Stored items from a collection
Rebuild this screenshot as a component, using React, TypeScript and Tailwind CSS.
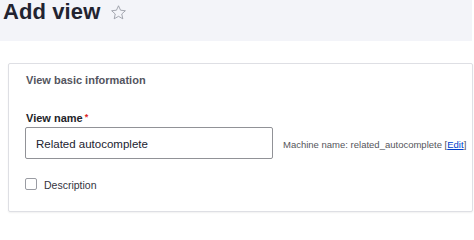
export default function App() {
  return (
    <div className="w-[474px] h-[222px] bg-white font-['Liberation_Sans',Arial,sans-serif] overflow-hidden">
      <div className="mr-[2px] h-[41px] bg-[#f3f4f9] pl-[3px] pt-[1px] flex items-start">
        <h1 className="text-[22px] leading-[22px] font-bold text-[#222330] tracking-[0.1px]">Add view</h1>
        <svg className="ml-[10px] mt-[3px]" width="17" height="17" viewBox="0 0 24 24" fill="none" stroke="#8e929c" strokeWidth="1.1" strokeLinejoin="round">
          <path d="M12 2.5l2.9 6.3 6.8.7-5.1 4.6 1.5 6.8L12 17.4l-6.1 3.5 1.5-6.8-5.1-4.6 6.8-.7z" />
        </svg>
      </div>

      <div className="ml-[8px] mr-[1px] mt-[22px] h-[149px] border border-[#dedfe4] rounded-[2px] bg-white shadow-[0_1px_2px_rgba(0,0,0,0.06)] px-[16px]">
        <h2 className="pt-[11px] ml-[1px] text-[11px] leading-[11px] font-bold text-[#545560]">View basic information</h2>

        <div className="mt-[27px] ml-[1px] flex items-start text-[11px] leading-[11px] font-bold text-[#232429]">
          View name
          <span className="ml-[2px] text-[9px] leading-[9px] text-[#dc2323]">*</span>
        </div>

        <div className="mt-[3px] flex items-center">
          <div className="shrink-0 w-[248px] h-[32px] border border-[#919297] rounded-[2px] pl-[10px] flex items-center">
            <span className="mt-[2px] text-[11.5px] leading-[12px] text-[#222330]">Related autocomplete</span>
          </div>
          <span className="ml-[10px] mt-[3px] text-[9.5px] leading-[10px] text-[#55565b] whitespace-nowrap">
            Machine name: related_autocomplete [<a className="text-[#003ecc] underline">Edit</a>]
          </span>
        </div>

        <label className="mt-[19px] flex items-center">
          <span className="w-[12px] h-[12px] border border-[#9a9ca3] rounded-[2px] bg-white" />
          <span className="ml-[7px] mt-[1px] text-[10.5px] leading-[10px] text-[#333440]">Description</span>
        </label>
      </div>
    </div>
  );
}
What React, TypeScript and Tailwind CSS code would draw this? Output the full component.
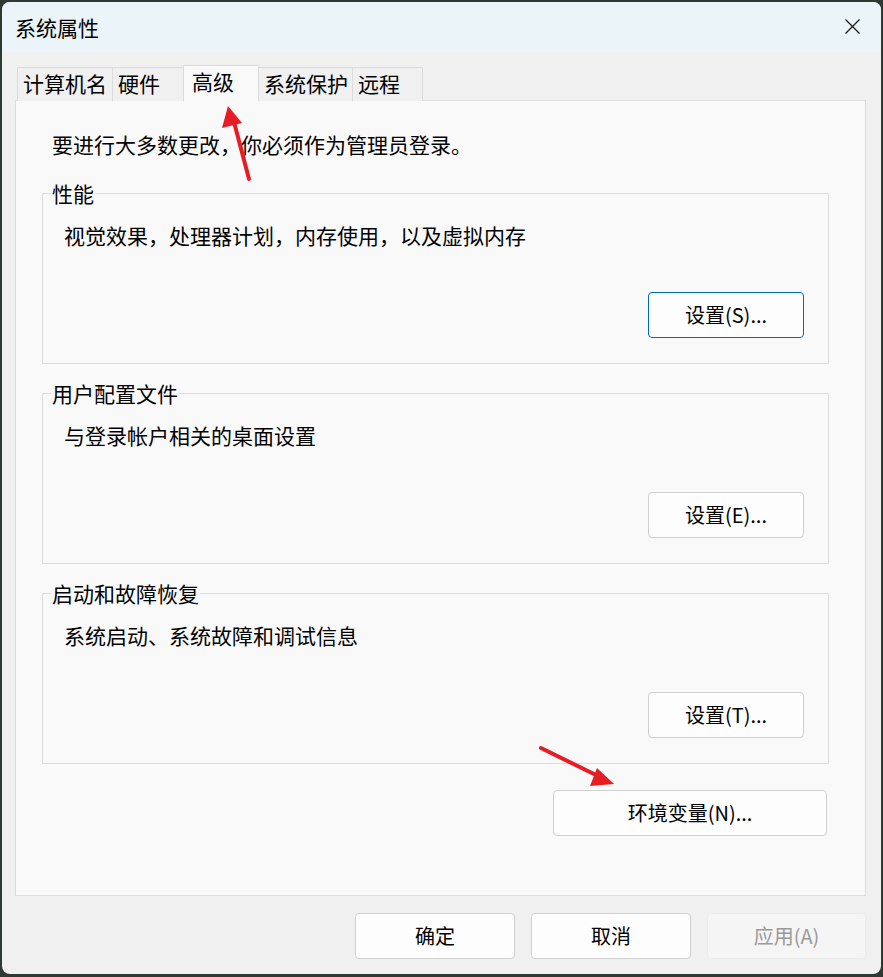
const font = { fontFamily: '"Noto Sans CJK SC", "Noto Sans", sans-serif' }

const tabs = [
  { label: '计算机名', w: 'w-[96px]' },
  { label: '硬件', w: 'w-[72px]' },
  { label: '高级', w: 'w-[76px]', active: true },
  { label: '系统保护', w: 'w-[95px]' },
  { label: '远程', w: 'w-[71px]' },
]

function Button({ label, focused, disabled, className = '' }: { label: string; focused?: boolean; disabled?: boolean; className?: string }) {
  const look = focused
    ? 'border-[#0067c0] bg-[#fdfdfd] text-black'
    : disabled
      ? 'border-[#ececec] bg-[#f5f5f5] text-[#9a9a9a]'
      : 'border-[#d0d0d0] bg-[#fdfdfd] text-black'
  return (
    <button
      type="button"
      className={`h-[46px] rounded-[4px] border text-[20px] leading-none flex items-center justify-center ${look} ${className}`}
    >
      {label}
    </button>
  )
}

function Group({ title, text, button }: { title: string; text: string; button: string }) {
  return (
    <fieldset className="h-[183px] border border-[#dcdcdc] flex flex-col">
      <legend className="ml-[8px] px-[1px] text-[21px] leading-[24px]">{title}</legend>
      <div className="mt-[16px] pl-[21px] text-[21px] leading-[28px]">{text}</div>
      <div className="mt-[43px] pr-[24px] flex justify-end">
        <Button label={button} focused={button.includes('(S)')} className="w-[156px]" />
      </div>
    </fieldset>
  )
}

export default function App() {
  return (
    <div className="relative w-[883px] h-[977px] bg-[#2f3833] overflow-hidden" style={font}>
      <div className="ml-[2px] mt-[2px] w-[879px] h-[972px] rounded-[8px] overflow-hidden bg-[#f0f0f0] flex flex-col text-black">
        {/* Title bar */}
        <div className="h-[50px] bg-[#eaf4f9] flex items-center justify-between pl-[13px] pr-[21px] shrink-0">
          <span className="text-[21px] leading-none">系统属性</span>
          <svg width="15" height="15" viewBox="0 0 15 15" className="mt-[-2px]">
            <path d="M0.5 0.5 L14.5 14.5 M14.5 0.5 L0.5 14.5" stroke="#1a1a1a" strokeWidth="1.3" />
          </svg>
        </div>

        <div className="flex flex-col px-[13px] pt-[14px] pr-[15px]">
          {/* Tabs */}
          <div className="flex items-end h-[35px] pl-[2px] relative z-10 -mb-[1px]">
            {tabs.map((t) =>
              t.active ? (
                <div
                  key={t.label}
                  className={`${t.w} h-[36px] bg-[#f9f9f9] border border-b-0 border-[#dcdcdc] -ml-[1px] pl-[8px] pt-[1px] text-[21px] leading-[28px]`}
                >
                  {t.label}
                </div>
              ) : (
                <div
                  key={t.label}
                  className={`${t.w} h-[34px] bg-[#f0f0f0] border border-b-0 border-[#dcdcdc] -ml-[1px] first:ml-0 pl-[5px] pt-[1px] text-[21px] leading-[28px]`}
                >
                  {t.label}
                </div>
              )
            )}
          </div>

          {/* Panel */}
          <div className="h-[796px] border border-[#dcdcdc] bg-[#f9f9f9] pl-[26px] pr-[36px] flex flex-col">
            <div className="mt-[29px] pl-[10px] text-[21px] leading-[28px]">要进行大多数更改，你必须作为管理员登录。</div>
            <div className="mt-[23px] flex flex-col gap-[17px]">
              <Group title="性能" text="视觉效果，处理器计划，内存使用，以及虚拟内存" button="设置(S)..." />
              <Group title="用户配置文件" text="与登录帐户相关的桌面设置" button="设置(E)..." />
              <Group title="启动和故障恢复" text="系统启动、系统故障和调试信息" button="设置(T)..." />
            </div>
            <div className="mt-[26px] flex justify-end pr-[2px]">
              <Button label="环境变量(N)..." className="w-[274px]" />
            </div>
          </div>

          {/* Bottom buttons */}
          <div className="mt-[17px] flex justify-end gap-[16px]">
            <Button label="确定" className="w-[160px]" />
            <Button label="取消" className="w-[160px]" />
            <Button label="应用(A)" disabled className="w-[159px]" />
          </div>
        </div>
      </div>

      {/* Annotation arrows */}
      <svg className="absolute inset-0 pointer-events-none" width="883" height="977" viewBox="0 0 883 977">
        <line x1="249" y1="179" x2="234" y2="122" stroke="#e81c24" strokeWidth="4" strokeLinecap="round" />
        <polygon points="228,106 222,128 242,123" fill="#e81c24" />
        <line x1="541" y1="748" x2="600" y2="777" stroke="#e81c24" strokeWidth="4" strokeLinecap="round" />
        <polygon points="614,784 597,768 590,786" fill="#e81c24" />
      </svg>
    </div>
  )
}
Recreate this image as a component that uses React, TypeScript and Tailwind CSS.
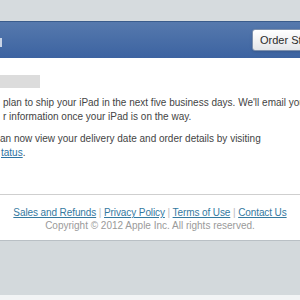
export default function App() {
  return (
    <div className="w-[300px] h-[300px] overflow-hidden bg-[#d3d9dc] flex flex-col font-['Liberation_Sans',Arial,sans-serif]">
      <div className="h-[21px] shrink-0 bg-[#d6dbde]" />

      <div className="h-[37px] shrink-0 border-t border-[#3a5c8c] bg-gradient-to-b from-[#5679ad] to-[#3c63a1] flex items-center relative overflow-hidden">
        <div className="absolute left-0 top-[16px] w-[2px] h-[9px] bg-[#c9d4e6]" />
        <div className="pl-[252px] flex shrink-0">
          <button className="shrink-0 whitespace-nowrap h-[22px] pl-[7px] pr-[8px] rounded-[3px] border border-[#7d90ad] bg-gradient-to-b from-[#ffffff] to-[#e4e6e9] text-[11px] text-[#2b2b2b] leading-none shadow-sm">
            Order Status
          </button>
        </div>
      </div>

      <div className="h-[183px] shrink-0 bg-white border-b border-[#b9c0c5] flex flex-col">
        <div className="mt-[17px] w-[40px] h-[13px] bg-[#dcdcdc]" />

        <div className="mt-[8px] pl-[3px] text-[10px] leading-[14px] text-[#444] whitespace-nowrap">
          <p>plan to ship your iPad in the next five business days. We'll email you</p>
          <p>r information once your iPad is on the way.</p>
          <p className="mt-[8px] -ml-[3px]">an now view your delivery date and order details by visiting</p>
          <p className="-ml-[2px]">
            <a className="text-[#2b73a3] underline">tatus</a>.
          </p>
        </div>

        <div className="mt-[34px] h-px bg-[#cfcfcf]" />

        <div className="mt-[11px] flex flex-col items-center text-[10px] leading-[13px] whitespace-nowrap">
          <div className="text-[#bbb] tracking-[-0.1px]">
            <a className="text-[#34799f] underline">Sales and Refunds</a> |{' '}
            <a className="text-[#34799f] underline">Privacy Policy</a> |{' '}
            <a className="text-[#34799f] underline">Terms of Use</a> |{' '}
            <a className="text-[#34799f] underline">Contact Us</a>
          </div>
          <div className="text-[#9a9a9a]">Copyright © 2012 Apple Inc. All rights reserved.</div>
        </div>
      </div>

      <div className="flex-1" />
      <div className="h-[5px] shrink-0 bg-[#f2f4f5]" />
    </div>
  );
}
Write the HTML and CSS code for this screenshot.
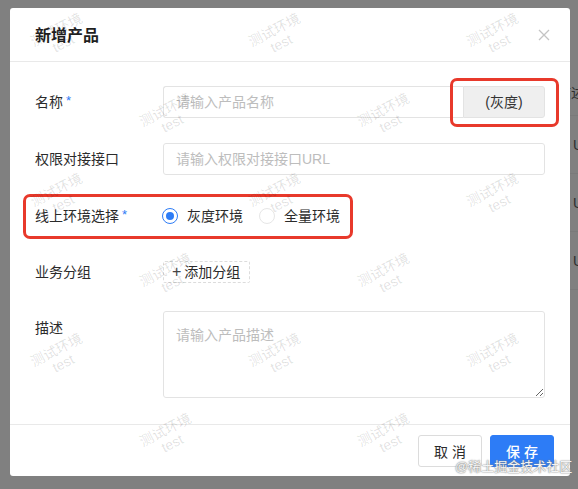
FILE: index.html
```html
<!DOCTYPE html>
<html lang="zh-CN">
<head>
<meta charset="utf-8">
<title>新增产品</title>
<link rel="stylesheet" href="styles.css">
</head>
<body>
<div class="page">
  <div class="page-col">
    <div class="page-row page-head">描述</div>
    <div class="page-row page-cell">URL</div>
    <div class="page-row page-cell">URL</div>
    <div class="page-row page-cell">URL</div>
  </div>
</div>

<div class="modal">
  <div class="modal-header">
    <div class="modal-title">新增产品</div>
    <svg class="close" width="12" height="12" viewBox="0 0 12 12"><path d="M1 1L11 11M11 1L1 11" stroke="#c4c4c4" stroke-width="1.3" fill="none"/></svg>
  </div>
  <div class="modal-body">
    <div class="row">
      <div class="label">名称<span class="req">*</span></div>
      <div class="control">
        <div class="input-group">
          <div class="input grow">请输入产品名称</div>
          <div class="addon">(灰度)</div>
        </div>
      </div>
    </div>
    <div class="row">
      <div class="label">权限对接接口</div>
      <div class="control">
        <div class="input">请输入权限对接接口URL</div>
      </div>
    </div>
    <div class="row">
      <div class="label">线上环境选择<span class="req">*</span></div>
      <div class="control radios">
        <label class="radio"><span class="dot checked"></span><span>灰度环境</span></label>
        <label class="radio"><span class="dot"></span><span>全量环境</span></label>
      </div>
    </div>
    <div class="row row-short">
      <div class="label">业务分组</div>
      <div class="control">
        <span class="add-btn"><span class="plus">+</span>添加分组</span>
      </div>
    </div>
    <div class="row row-top">
      <div class="label">描述</div>
      <div class="control">
        <textarea class="textarea" placeholder="请输入产品描述"></textarea>
      </div>
    </div>
  </div>
  <div class="modal-footer">
    <button class="btn">取 消</button>
    <button class="btn btn-primary">保 存</button>
  </div>

  <div class="mark mark-1"></div>
  <div class="mark mark-2"></div>

  <div class="watermarks">
    <div class="wm-row wm-a"><div class="wm"><span>测试环境</span><span>test</span></div><div class="wm"><span>测试环境</span><span>test</span></div><div class="wm"><span>测试环境</span><span>test</span></div></div>
    <div class="wm-row wm-b"><div class="wm"><span>测试环境</span><span>test</span></div><div class="wm"><span>测试环境</span><span>test</span></div></div>
    <div class="wm-row wm-a"><div class="wm"><span>测试环境</span><span>test</span></div><div class="wm"><span>测试环境</span><span>test</span></div><div class="wm"><span>测试环境</span><span>test</span></div></div>
    <div class="wm-row wm-b"><div class="wm"><span>测试环境</span><span>test</span></div><div class="wm"><span>测试环境</span><span>test</span></div></div>
    <div class="wm-row wm-a"><div class="wm"><span>测试环境</span><span>test</span></div><div class="wm"><span>测试环境</span><span>test</span></div><div class="wm"><span>测试环境</span><span>test</span></div></div>
    <div class="wm-row wm-b"><div class="wm"><span>测试环境</span><span>test</span></div><div class="wm"><span>测试环境</span><span>test</span></div></div>
  </div>
</div>

<div class="credit">@稀土掘金技术社区</div>
</body>
</html>
```

FILE: styles.css
```css
* { box-sizing: border-box; }
html, body { margin: 0; padding: 0; }
body {
  width: 578px;
  height: 489px;
  overflow: hidden;
  background: #808080;
  font-family: "Liberation Sans", "Noto Sans CJK SC", sans-serif;
  font-size: 14px;
  color: #333;
  position: relative;
}

/* page behind the mask */
.page { padding: 70px 0 0 557px; }
.page-col { width: 40px; }
.page-row {
  height: 58px;
  line-height: 58px;
  border-bottom: 1px solid #7a7a7a;
  color: #2e2e2e;
  white-space: nowrap;
}
.page-head { height: 46px; line-height: 46px; }
.page-cell { padding-left: 16px; }

/* modal */
.modal {
  position: absolute;
  left: 10px;
  top: 8px;
  width: 560px;
  height: 468px;
  background: #fff;
  border-radius: 3px;
  overflow: hidden;
}
.modal-header {
  height: 54px;
  padding: 0 20px 0 25px;
  border-bottom: 1px solid #e9e9e9;
  display: flex;
  align-items: center;
  justify-content: space-between;
}
.modal-title {
  font-size: 16px;
  font-weight: 600;
  color: #1f1f1f;
  line-height: 22px;
  margin-top: 3px;
}
.close { display: block; margin-top: 0; }

.modal-body {
  padding: 24px 25px 26px 25px;
  display: flex;
  flex-direction: column;
  gap: 25px;
}
.row { display: flex; align-items: center; height: 32px; }
.row-short { height: 29px; }
.row-top { align-items: flex-start; height: 87px; }
.label {
  width: 128px;
  flex: none;
  line-height: 32px;
  color: #2b2b2b;
  white-space: nowrap;
}
.row-top .label { line-height: 34px; }
.req {
  color: #2d7cf6;
  margin-left: 3px;
  font-size: 13px;
  position: relative;
  top: -2px;
}
.control { flex: 1; display: flex; align-items: center; }

.input {
  width: 100%;
  height: 32px;
  border: 1px solid #e3e3e3;
  border-radius: 3px;
  padding: 0 12px;
  line-height: 30px;
  color: #bdbdbd;
  white-space: nowrap;
}
.input-group { display: flex; width: 100%; }
.input.grow { flex: 1; border-radius: 3px 0 0 3px; border-right: none; }
.addon {
  width: 82px;
  height: 32px;
  line-height: 30px;
  text-align: center;
  background: #efefef;
  border: 1px solid #e3e3e3;
  border-radius: 0 3px 3px 0;
  color: #333;
}

.radios { gap: 16px; margin-left: -1px; }
.radio { display: flex; align-items: center; gap: 9px; line-height: 22px; color: #2b2b2b; }
.dot {
  width: 16px;
  height: 16px;
  border-radius: 50%;
  border: 1px solid #e6e6e6;
  display: flex;
  align-items: center;
  justify-content: center;
}
.dot.checked { border-color: #2d7cf6; }
.dot.checked::after {
  content: "";
  width: 8px;
  height: 8px;
  border-radius: 50%;
  background: #2d7cf6;
}

.add-btn {
  display: flex;
  align-items: center;
  height: 22px;
  padding: 0 9px 0 8px;
  border: 1px dashed #dcdcdc;
  border-radius: 2px;
  color: #2b2b2b;
  line-height: 20px;
}
.plus { font-size: 16px; margin-right: 3px; color: #444; }

.textarea {
  width: 100%;
  height: 87px;
  border: 1px solid #e3e3e3;
  border-radius: 3px;
  padding: 12px 12px;
  font-family: "Liberation Sans", "Noto Sans CJK SC", sans-serif;
  font-size: 14px;
  line-height: 22px;
  color: #333;
  outline: none;
  display: block;
}
.textarea::placeholder { color: #bdbdbd; }

.modal-footer {
  border-top: 1px solid #e9e9e9;
  padding: 10px 16px 9px;
  display: flex;
  justify-content: flex-end;
  gap: 8px;
}
.btn {
  width: 64px;
  height: 32px;
  border: 1px solid #dcdcdc;
  border-radius: 3px;
  background: #fff;
  font-family: "Liberation Sans", "Noto Sans CJK SC", sans-serif;
  font-size: 14px;
  color: #2b2b2b;
  padding: 0;
}
.btn-primary { background: #2d7cf6; border-color: #2d7cf6; color: #fff; font-weight: 500; }

/* annotation boxes */
.mark {
  position: absolute;
  border: 3px solid #e8392b;
  border-radius: 7px;
  pointer-events: none;
}
.mark-1 { left: 440px; top: 70px; width: 109px; height: 49px; }
.mark-2 { left: 13px; top: 186px; width: 330px; height: 45px; }

/* watermark */
.watermarks {
  position: absolute;
  left: 0;
  top: -11px;
  pointer-events: none;
  display: flex;
  flex-direction: column;
}
.wm-row { display: flex; height: 80px; }
.wm-a { margin-left: -59px; }
.wm-b { margin-left: 50px; }
.wm {
  width: 218px;
  height: 80px;
  flex: none;
  display: flex;
  flex-direction: column;
  align-items: center;
  justify-content: center;
  transform: rotate(-27deg);
  color: rgba(0, 0, 0, 0.12);
  font-size: 14px;
  line-height: 15px;
}
.wm span { display: block; }

.credit {
  position: absolute;
  left: 455px;
  top: 458px;
  font-size: 13px;
  line-height: 18px;
  color: #f4f4f4;
  text-shadow: 0 0 1px #7a7a7a, 0 0 2px #8a8a8a;
  white-space: nowrap;
}
```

#### REQUIREMENT
From the entries above, extract each line containing "TypeScript".

#### PROBLEM SOLUTION
Rebuild this screenshot as a component, using React, TypeScript and Tailwind CSS.
What React, TypeScript and Tailwind CSS code would draw this? Output the full component.
Recreate this image as a component that uses React, TypeScript and Tailwind CSS.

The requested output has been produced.